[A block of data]
::::::::::

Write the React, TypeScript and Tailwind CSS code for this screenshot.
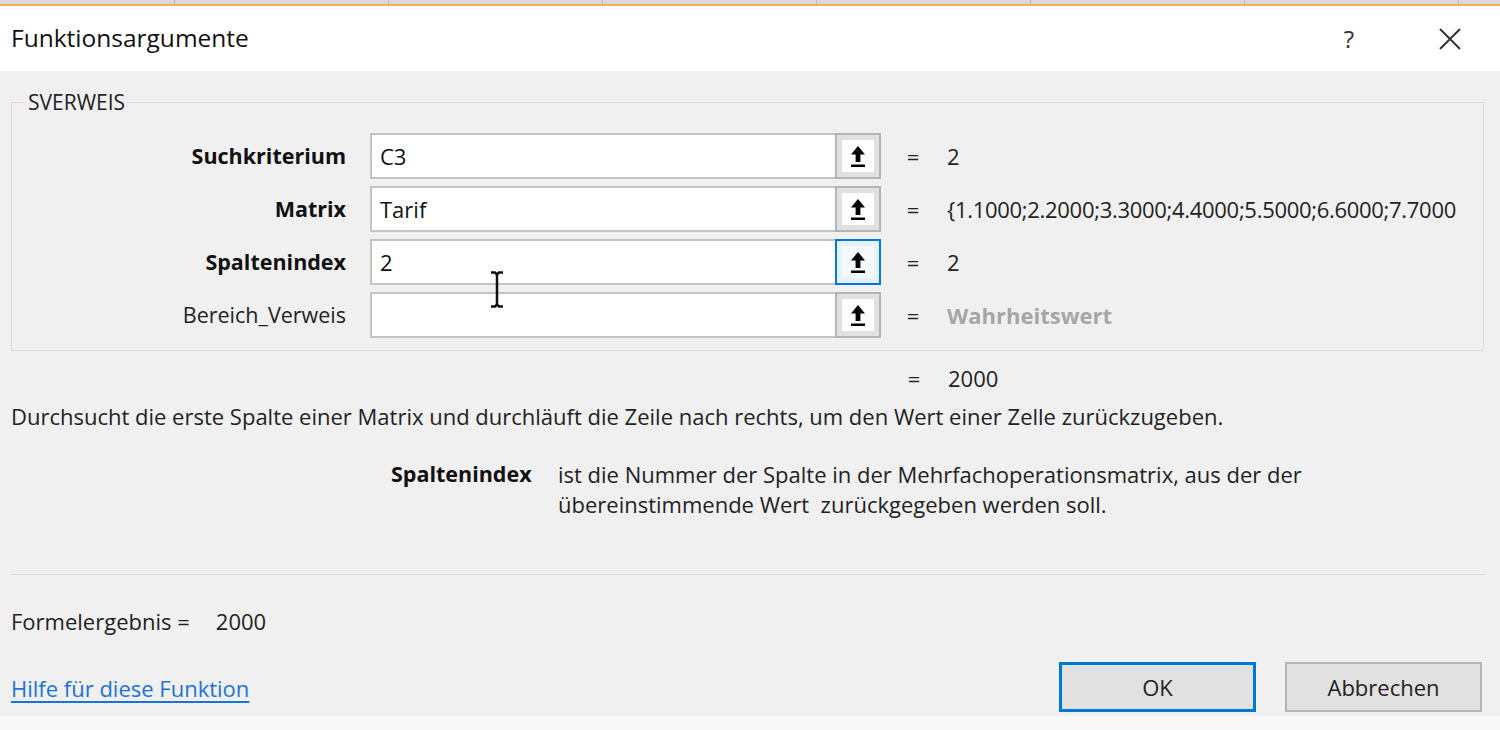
import React from 'react';

const font = { fontFamily: '"Open Sans", "Noto Sans", sans-serif' };

function RefButton({ focused }: { focused?: boolean }) {
  return (
    <div
      className={`w-[46px] h-[46px] shrink-0 flex items-center justify-center border-2 ${
        focused ? 'border-[#0078d7] bg-[#e5f1fb]' : 'border-[#b4b4b4] bg-[#e1e1e1]'
      }`}
    >
      <div className={`w-[32px] h-[32px] flex items-center justify-center ${focused ? 'bg-[#f4f9fd]' : 'bg-white'}`}>
        <svg width="18" height="25" viewBox="0 0 18 25">
          <path d="M9 2 L16 10.5 L11.4 10.5 L11.4 18 L6.6 18 L6.6 10.5 L2 10.5 Z" fill="#000" />
          <rect x="2" y="20.5" width="14" height="2.5" fill="#000" />
        </svg>
      </div>
    </div>
  );
}

const rows = [
  { label: 'Suchkriterium', bold: true, value: 'C3', result: '2' },
  { label: 'Matrix', bold: true, value: 'Tarif', result: '{1.1000;2.2000;3.3000;4.4000;5.5000;6.6000;7.7000' },
  { label: 'Spaltenindex', bold: true, value: '2', result: '2', focused: true },
  { label: 'Bereich_Verweis', bold: false, value: '', result: 'Wahrheitswert', muted: true },
];

export default function App() {
  const cells = Array.from({ length: 8 });
  return (
    <div className="relative w-[1500px] h-[730px] overflow-hidden bg-[#f0f0f0] text-[#1a1a1a] flex flex-col" style={font}>
      {/* spreadsheet strip behind the dialog */}
      <div className="h-[4px] shrink-0 bg-[#d9d9d9] flex">
        <div className="w-[175px] shrink-0 border-r border-[#b8b8b8]" />
        {cells.map((_, i) => (
          <div key={i} className="w-[214px] shrink-0 border-r border-[#b8b8b8]" />
        ))}
      </div>
      <div className="h-[2px] shrink-0 bg-[#f4ad5c]" />

      {/* title bar */}
      <div className="h-[65px] shrink-0 bg-white flex items-center pl-[11px] pr-[38px]">
        <div className="text-[24.5px] leading-none text-[#111]">Funktionsargumente</div>
        <div className="ml-auto text-[24px] leading-none text-[#333] pr-[84px]">?</div>
        <svg width="24" height="24" viewBox="0 0 24 24">
          <path d="M2 2 L22 22 M22 2 L2 22" stroke="#333" strokeWidth="2" />
        </svg>
      </div>

      <div className="pl-[11px] pr-[16px] text-[22px]">
        {/* argument group */}
        <fieldset className="mt-[19px] border border-[#dcdcdc] h-[261px] px-[1px] pb-[12px]">
          <legend className="ml-[13px] px-[2px] text-[21px] leading-[24px] text-[#222]">SVERWEIS</legend>
          <div className="flex flex-col gap-[7px] pt-[19px]">
            {rows.map((r) => (
              <div key={r.label} className="flex items-center h-[46px]">
                <div
                  className={`w-[333px] shrink-0 text-right text-[21.5px] ${
                    r.bold ? 'font-bold text-[#111]' : 'text-[#222]'
                  }`}
                >
                  {r.label}
                </div>
                <div className="ml-[24px] flex">
                  <div className="w-[465px] h-[46px] bg-white border-2 border-r-0 border-[#c4c4c4] flex items-center pl-[8px] text-[#111]">
                    {r.value}
                  </div>
                  <RefButton focused={r.focused} />
                </div>
                <div className="ml-[25px] w-[14px] text-[#222] text-center">=</div>
                <div
                  className={`ml-[27px] w-[520px] overflow-hidden whitespace-nowrap tracking-[-0.3px] ${
                    r.muted ? 'font-bold text-[#a6a6a6] text-[22px] tracking-[0px]' : 'text-[#222]'
                  }`}
                >
                  {r.result}
                </div>
              </div>
            ))}
          </div>
        </fieldset>

        {/* overall result */}
        <div className="mt-[13px] h-[28px] flex items-center text-[#222]">
          <div className="ml-[896px] w-[14px] text-center">=</div>
          <div className="ml-[27px]">2000</div>
        </div>

        <div className="mt-[10px] leading-[28px] text-[#222]">
          Durchsucht die erste Spalte einer Matrix und durchläuft die Zeile nach rechts, um den Wert einer Zelle zurückzugeben.
        </div>

        <div className="mt-[29px] flex leading-[30px] text-[#222]">
          <div className="ml-[380px] w-[167px] shrink-0 font-bold text-[#111] text-[21.5px]">Spaltenindex</div>
          <div className="w-[800px]">
            ist die Nummer der Spalte in der Mehrfachoperationsmatrix, aus der der
            <br />
            übereinstimmende Wert&nbsp; zurückgegeben werden soll.
          </div>
        </div>

        <div className="mt-[55px] h-px bg-[#dadada] mr-[-2px]" />

        <div className="mt-[32px] h-[28px] flex items-center text-[#222]">
          <span>Formelergebnis =</span>
          <span className="ml-[26px]">2000</span>
        </div>

        <div className="mt-[27px] flex items-center">
          <a href="#" className="text-[#1a73d9] underline underline-offset-[4px] mt-[3px]">
            Hilfe für diese Funktion
          </a>
          <button className="ml-auto w-[197px] h-[50px] bg-[#e1e1e1] border-[3px] border-[#0078d7] text-[#222]">
            OK
          </button>
          <button className="ml-[29px] mr-[2px] w-[197px] h-[50px] bg-[#e1e1e1] border-2 border-[#b4b4b4] text-[#222]">
            Abbrechen
          </button>
        </div>
      </div>
      <div className="mt-[4px] flex-1 bg-[#f8f8f8]" />

      {/* mouse I-beam cursor */}
      <svg className="absolute left-[489px] top-[271px]" width="16" height="37" viewBox="0 0 16 37">
        <path d="M2 1.5 H6 L8 3.5 L10 1.5 H14 M8 3.5 V33.5 M2 35.5 H6 L8 33.5 L10 35.5 H14" stroke="#111" strokeWidth="2.5" fill="none" />
      </svg>
    </div>
  );
}
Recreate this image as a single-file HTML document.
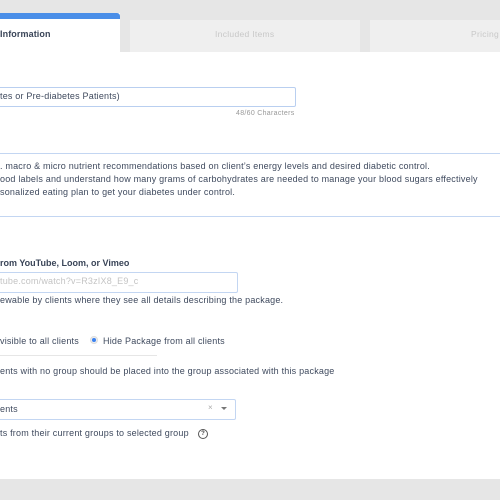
<!DOCTYPE html>
<html><head><style>
body{margin:0;width:500px;height:500px;overflow:hidden;background:#fff;font-family:"Liberation Sans",sans-serif;color:#3f4a5e;position:relative}
.a{position:absolute;white-space:nowrap}
.s{font-size:9px;letter-spacing:0.2px}
</style></head><body>
<div class="a" style="left:0;top:0;width:500px;height:52px;background:#e6e6e6"></div>
<div class="a" style="left:0;top:13px;width:120px;height:39px;background:#fff"></div>
<div class="a" style="left:0;top:13px;width:120px;height:6px;background:#4a8ee8;border-radius:0 3px 0 0"></div>
<div class="a" style="left:0;top:29px;font-size:9px;font-weight:bold;color:#3a4558;letter-spacing:0.1px">Information</div>
<div class="a" style="left:130px;top:20px;width:230px;height:32px;background:#efefef"></div>
<div class="a" style="left:215px;top:29px;font-size:8.5px;letter-spacing:0.3px;color:#c8c8c8">Included Items</div>
<div class="a" style="left:370px;top:20px;width:130px;height:32px;background:#efefef"></div>
<div class="a" style="left:471px;top:29px;font-size:8.5px;letter-spacing:0.3px;color:#c8c8c8">Pricing</div>

<div class="a" style="left:-5px;top:87px;width:299px;height:18px;border:1px solid #b9cff0;border-radius:2px"></div>
<div class="a s" style="left:0;top:91px">tes or Pre-diabetes Patients)</div>
<div class="a" style="left:236px;top:110px;width:58px;text-align:right;font-size:7px;letter-spacing:0.3px;color:#999">48/60 Characters</div>

<div class="a" style="left:-5px;top:153px;width:520px;height:62px;border:1px solid #c3d6f2"></div>
<div class="a s" style="left:0;top:161px">. macro &amp; micro nutrient recommendations based on client’s energy levels and desired diabetic control.</div>
<div class="a s" style="left:0;top:174px">ood labels and understand how many grams of carbohydrates are needed to manage your blood sugars effectively</div>
<div class="a s" style="left:0;top:187px">sonalized eating plan to get your diabetes under control.</div>

<div class="a s" style="left:0;top:258px;font-weight:bold;color:#3a4558;letter-spacing:0">rom YouTube, Loom, or Vimeo</div>
<div class="a" style="left:-5px;top:272px;width:241px;height:19px;border:1px solid #c3d6f2;border-radius:2px"></div>
<div class="a s" style="left:0;top:276px;color:#c4c4c4">tube.com/watch?v=R3zIX8_E9_c</div>
<div class="a s" style="left:0;top:295px">ewable by clients where they see all details describing the package.</div>

<div class="a s" style="left:0;top:336px">visible to all clients</div>
<div class="a" style="left:90px;top:336px;width:8px;height:8px;border-radius:50%;background:#eee;border:1px solid #ddd;box-sizing:border-box"></div>
<div class="a" style="left:92px;top:338px;width:4px;height:4px;border-radius:50%;background:#3b82f0"></div>
<div class="a s" style="left:103px;top:336px">Hide Package from all clients</div>
<div class="a" style="left:0;top:355px;width:157px;height:1px;background:#e6e6e6"></div>
<div class="a s" style="left:0;top:366px">ents with no group should be placed into the group associated with this package</div>

<div class="a" style="left:-5px;top:399px;width:239px;height:19px;border:1px solid #c3d6f2;border-radius:2px"></div>
<div class="a s" style="left:0;top:404px">ents</div>
<div class="a" style="left:208px;top:403px;font-size:8px;color:#aaa">×</div>
<div class="a" style="left:221px;top:407px;width:0;height:0;border-left:3px solid transparent;border-right:3px solid transparent;border-top:3px solid #777"></div>
<div class="a s" style="left:0;top:428px">ts from their current groups to selected group</div>
<div class="a" style="left:198px;top:429px;width:8px;height:8px;border:1px solid #555;border-radius:50%;font-size:6px;text-align:center;line-height:8px;font-weight:bold;color:#444">?</div>

<div class="a" style="left:0;top:479px;width:500px;height:21px;background:#e6e6e6"></div>
</body></html>
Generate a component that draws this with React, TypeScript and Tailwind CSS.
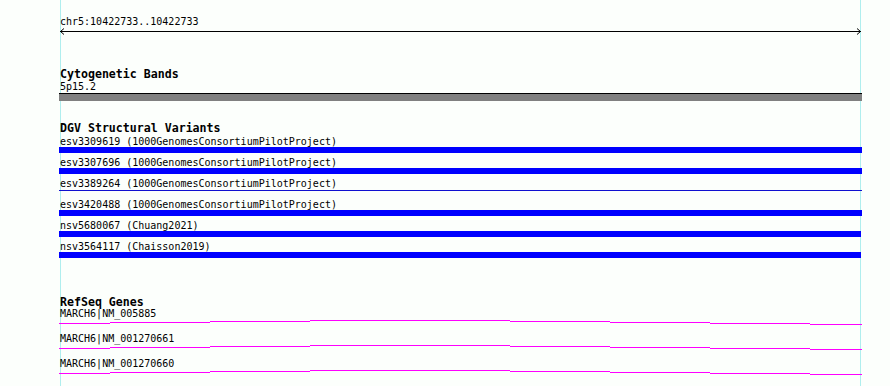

::::::::::

◆ Goal of the exercise ◆
Write out every line of the data that holds the word "this".

◆ Written answer ◆
Write the React, TypeScript and Tailwind CSS code for this screenshot.
Recreate this image as a single-file HTML document.
<div class="a s" style="left:0;top:366px">ents with no group should be placed into the group associated with this package</div>
Generate a component that draws this with React, TypeScript and Tailwind CSS.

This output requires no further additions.